+++ ENTRIES SUPPLIED +++
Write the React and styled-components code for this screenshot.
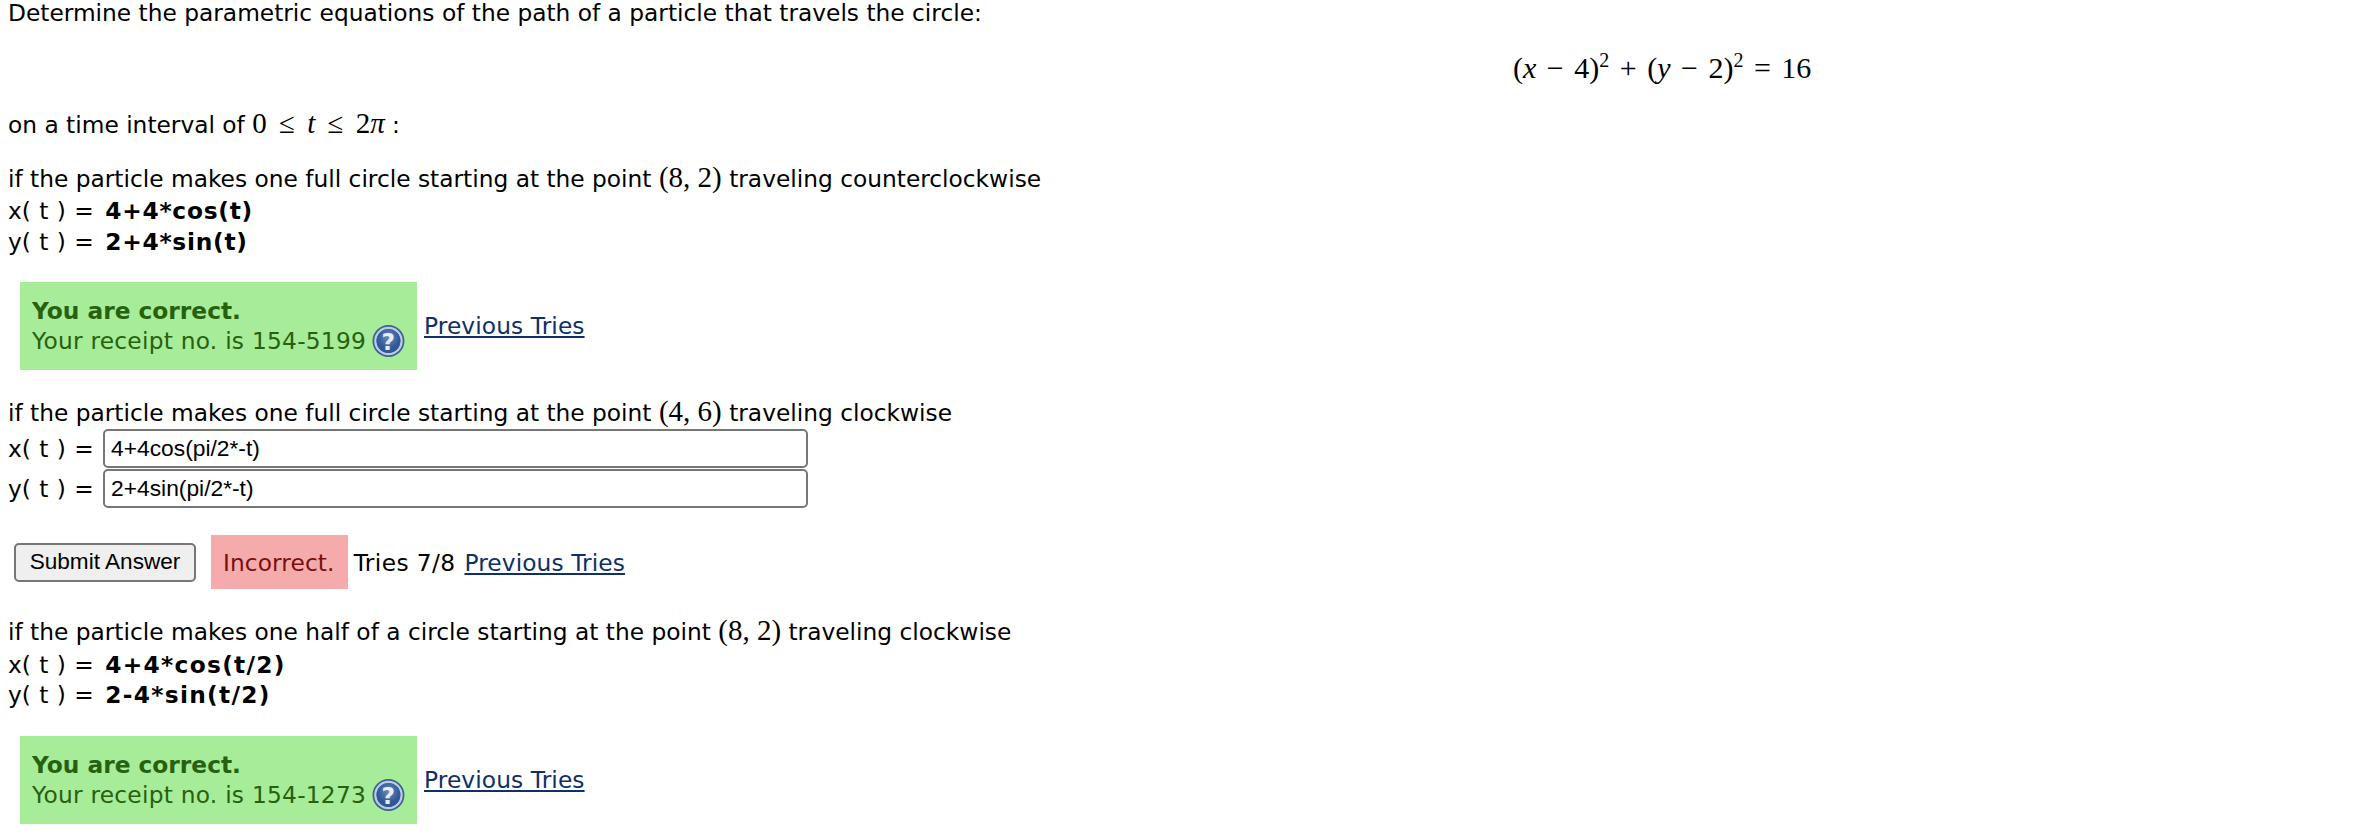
+++
+++ ENTRIES SUPPLIED +++
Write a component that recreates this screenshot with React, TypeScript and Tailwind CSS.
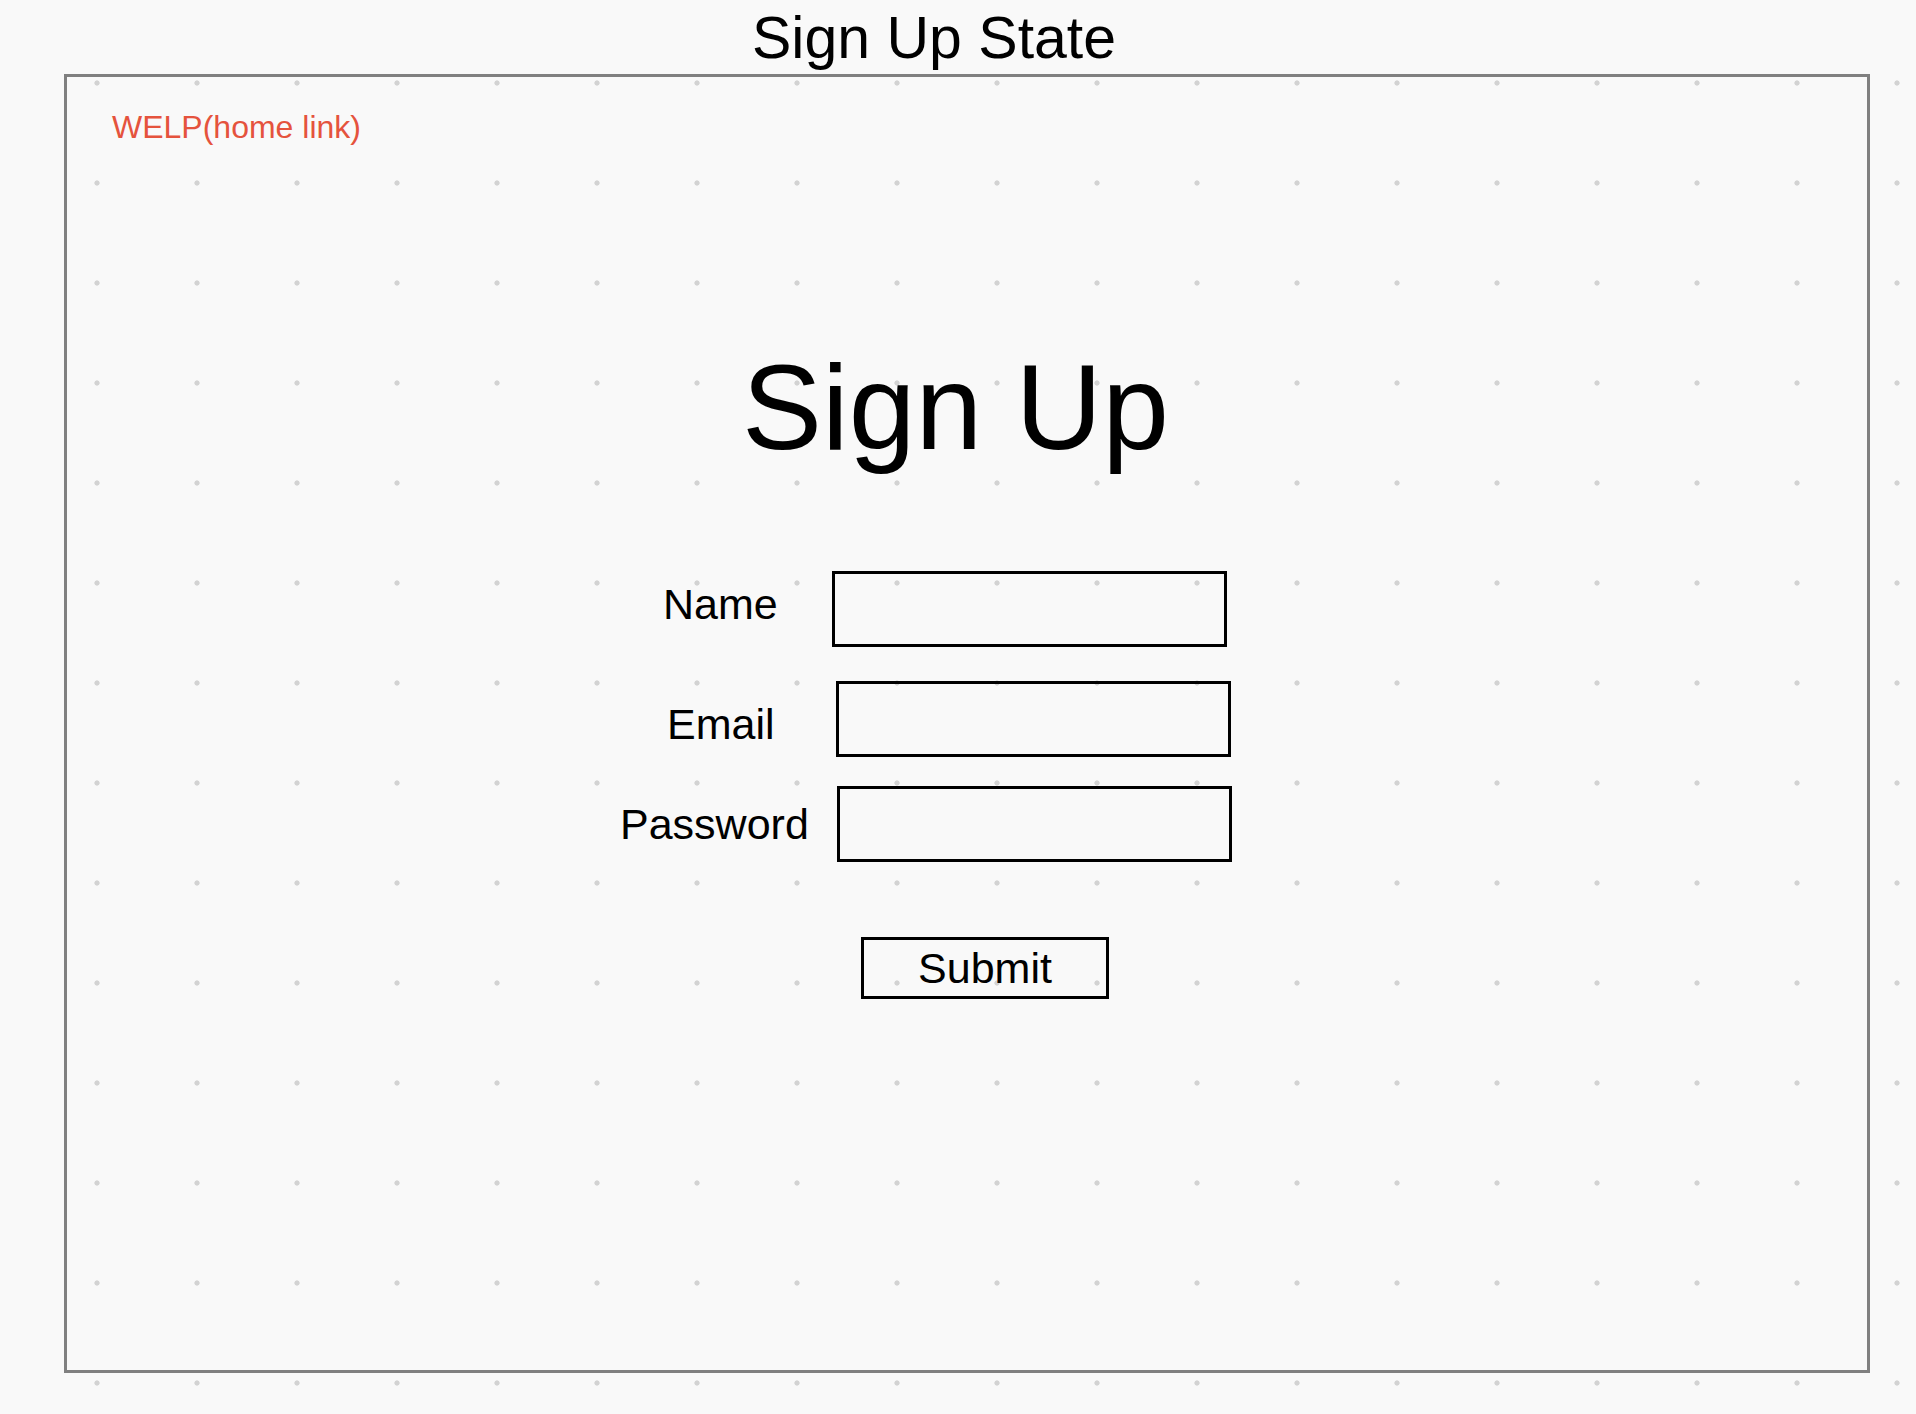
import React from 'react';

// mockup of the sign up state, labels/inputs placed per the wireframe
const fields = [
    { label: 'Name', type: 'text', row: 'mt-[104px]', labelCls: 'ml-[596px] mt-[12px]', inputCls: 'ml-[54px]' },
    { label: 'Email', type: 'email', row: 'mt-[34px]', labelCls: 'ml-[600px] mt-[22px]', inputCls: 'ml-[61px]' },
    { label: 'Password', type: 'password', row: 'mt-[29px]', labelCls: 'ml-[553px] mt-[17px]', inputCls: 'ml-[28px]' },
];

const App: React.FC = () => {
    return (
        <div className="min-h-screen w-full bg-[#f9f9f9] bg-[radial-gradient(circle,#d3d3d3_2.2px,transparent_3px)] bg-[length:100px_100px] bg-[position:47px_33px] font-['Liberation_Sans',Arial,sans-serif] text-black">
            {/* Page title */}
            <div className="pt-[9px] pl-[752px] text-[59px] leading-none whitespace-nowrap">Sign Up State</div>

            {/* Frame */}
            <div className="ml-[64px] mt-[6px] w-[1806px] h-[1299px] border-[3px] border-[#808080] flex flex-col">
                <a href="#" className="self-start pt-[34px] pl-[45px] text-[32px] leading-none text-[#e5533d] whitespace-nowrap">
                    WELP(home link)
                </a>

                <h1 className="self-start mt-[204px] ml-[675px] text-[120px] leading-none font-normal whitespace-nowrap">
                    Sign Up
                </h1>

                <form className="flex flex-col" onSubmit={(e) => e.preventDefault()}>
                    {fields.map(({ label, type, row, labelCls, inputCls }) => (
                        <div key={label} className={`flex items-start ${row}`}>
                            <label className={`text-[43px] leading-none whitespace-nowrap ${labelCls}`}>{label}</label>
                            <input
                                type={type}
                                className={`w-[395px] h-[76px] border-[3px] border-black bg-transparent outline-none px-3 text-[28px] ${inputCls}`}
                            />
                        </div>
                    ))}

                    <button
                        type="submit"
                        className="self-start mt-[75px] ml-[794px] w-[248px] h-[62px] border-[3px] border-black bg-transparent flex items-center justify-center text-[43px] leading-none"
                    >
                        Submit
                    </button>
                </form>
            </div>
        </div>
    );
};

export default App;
+++
Looking above, find the stretch of lines that opens with the one holding "Write a component" and closes with the one holding "import React from 'react';". Copy it exactly, pictures excluded.

• **SOLUTION FOR THIS EXERCISE**
Write a component that recreates this screenshot with React, TypeScript and Tailwind CSS.
import React from 'react';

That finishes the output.